* Set exercise: Identify every line in the records below that contains the word "screenshot", and copy each of those lines.

* Material provided:
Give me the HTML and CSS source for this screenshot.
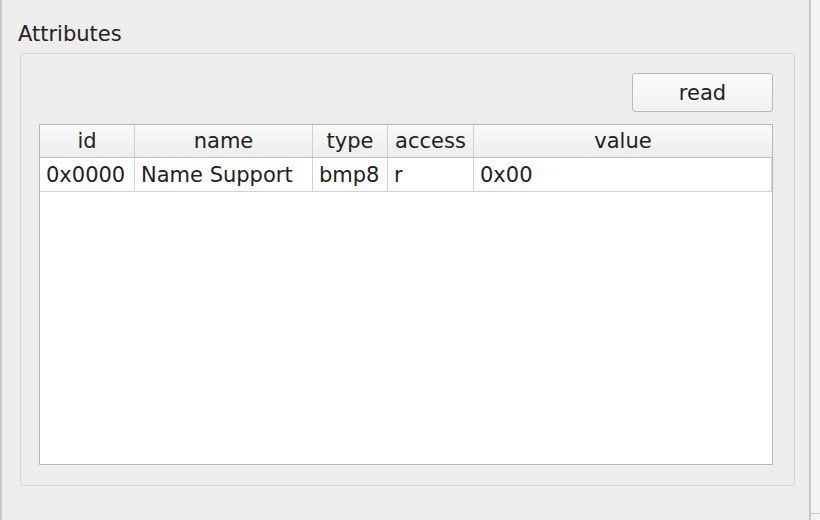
* * *
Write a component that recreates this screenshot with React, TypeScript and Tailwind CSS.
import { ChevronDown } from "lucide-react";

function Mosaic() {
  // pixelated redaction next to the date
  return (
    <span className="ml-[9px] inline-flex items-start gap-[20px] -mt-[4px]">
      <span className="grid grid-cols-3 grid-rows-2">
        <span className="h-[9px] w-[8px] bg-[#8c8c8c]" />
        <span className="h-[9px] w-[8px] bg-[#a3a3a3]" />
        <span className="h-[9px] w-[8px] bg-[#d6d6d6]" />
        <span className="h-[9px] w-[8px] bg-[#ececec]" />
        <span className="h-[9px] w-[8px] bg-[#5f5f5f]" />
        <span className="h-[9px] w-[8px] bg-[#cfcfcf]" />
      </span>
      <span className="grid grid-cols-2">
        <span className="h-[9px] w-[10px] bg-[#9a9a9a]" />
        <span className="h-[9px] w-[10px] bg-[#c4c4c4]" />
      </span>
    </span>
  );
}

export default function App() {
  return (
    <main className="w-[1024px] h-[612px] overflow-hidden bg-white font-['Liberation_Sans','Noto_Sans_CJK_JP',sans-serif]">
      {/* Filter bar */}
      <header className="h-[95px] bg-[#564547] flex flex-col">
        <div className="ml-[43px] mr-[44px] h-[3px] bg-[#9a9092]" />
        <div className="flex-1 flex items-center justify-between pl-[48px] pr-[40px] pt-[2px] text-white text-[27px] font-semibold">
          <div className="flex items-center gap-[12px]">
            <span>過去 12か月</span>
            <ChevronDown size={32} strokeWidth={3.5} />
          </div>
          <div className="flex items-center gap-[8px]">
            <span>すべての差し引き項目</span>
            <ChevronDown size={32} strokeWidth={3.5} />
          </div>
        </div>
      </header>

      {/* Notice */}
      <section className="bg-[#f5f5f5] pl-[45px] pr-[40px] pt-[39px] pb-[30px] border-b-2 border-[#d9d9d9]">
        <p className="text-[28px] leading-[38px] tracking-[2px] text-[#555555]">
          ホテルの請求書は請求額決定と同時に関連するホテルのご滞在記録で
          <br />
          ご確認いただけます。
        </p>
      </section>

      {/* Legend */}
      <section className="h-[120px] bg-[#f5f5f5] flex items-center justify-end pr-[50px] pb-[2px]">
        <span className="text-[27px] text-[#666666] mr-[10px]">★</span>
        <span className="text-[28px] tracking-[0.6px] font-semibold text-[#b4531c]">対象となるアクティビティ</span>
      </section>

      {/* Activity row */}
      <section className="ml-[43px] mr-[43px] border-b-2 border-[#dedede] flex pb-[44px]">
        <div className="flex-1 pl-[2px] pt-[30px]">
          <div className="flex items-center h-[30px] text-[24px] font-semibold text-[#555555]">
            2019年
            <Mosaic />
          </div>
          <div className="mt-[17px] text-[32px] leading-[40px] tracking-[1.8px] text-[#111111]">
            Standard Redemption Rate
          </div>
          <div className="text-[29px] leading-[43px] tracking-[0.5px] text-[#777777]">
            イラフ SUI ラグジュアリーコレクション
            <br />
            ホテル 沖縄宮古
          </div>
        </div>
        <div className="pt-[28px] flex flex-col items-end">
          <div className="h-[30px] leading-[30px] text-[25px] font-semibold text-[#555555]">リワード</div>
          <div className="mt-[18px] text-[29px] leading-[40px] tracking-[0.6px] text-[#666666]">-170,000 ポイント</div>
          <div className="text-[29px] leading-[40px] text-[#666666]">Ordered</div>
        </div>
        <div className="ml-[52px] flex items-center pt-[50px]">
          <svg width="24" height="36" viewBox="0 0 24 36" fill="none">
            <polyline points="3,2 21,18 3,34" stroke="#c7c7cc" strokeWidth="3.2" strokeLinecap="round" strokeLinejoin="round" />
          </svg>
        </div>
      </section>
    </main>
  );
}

* Expected answer:
Give me the HTML and CSS source for this screenshot.
Write a component that recreates this screenshot with React, TypeScript and Tailwind CSS.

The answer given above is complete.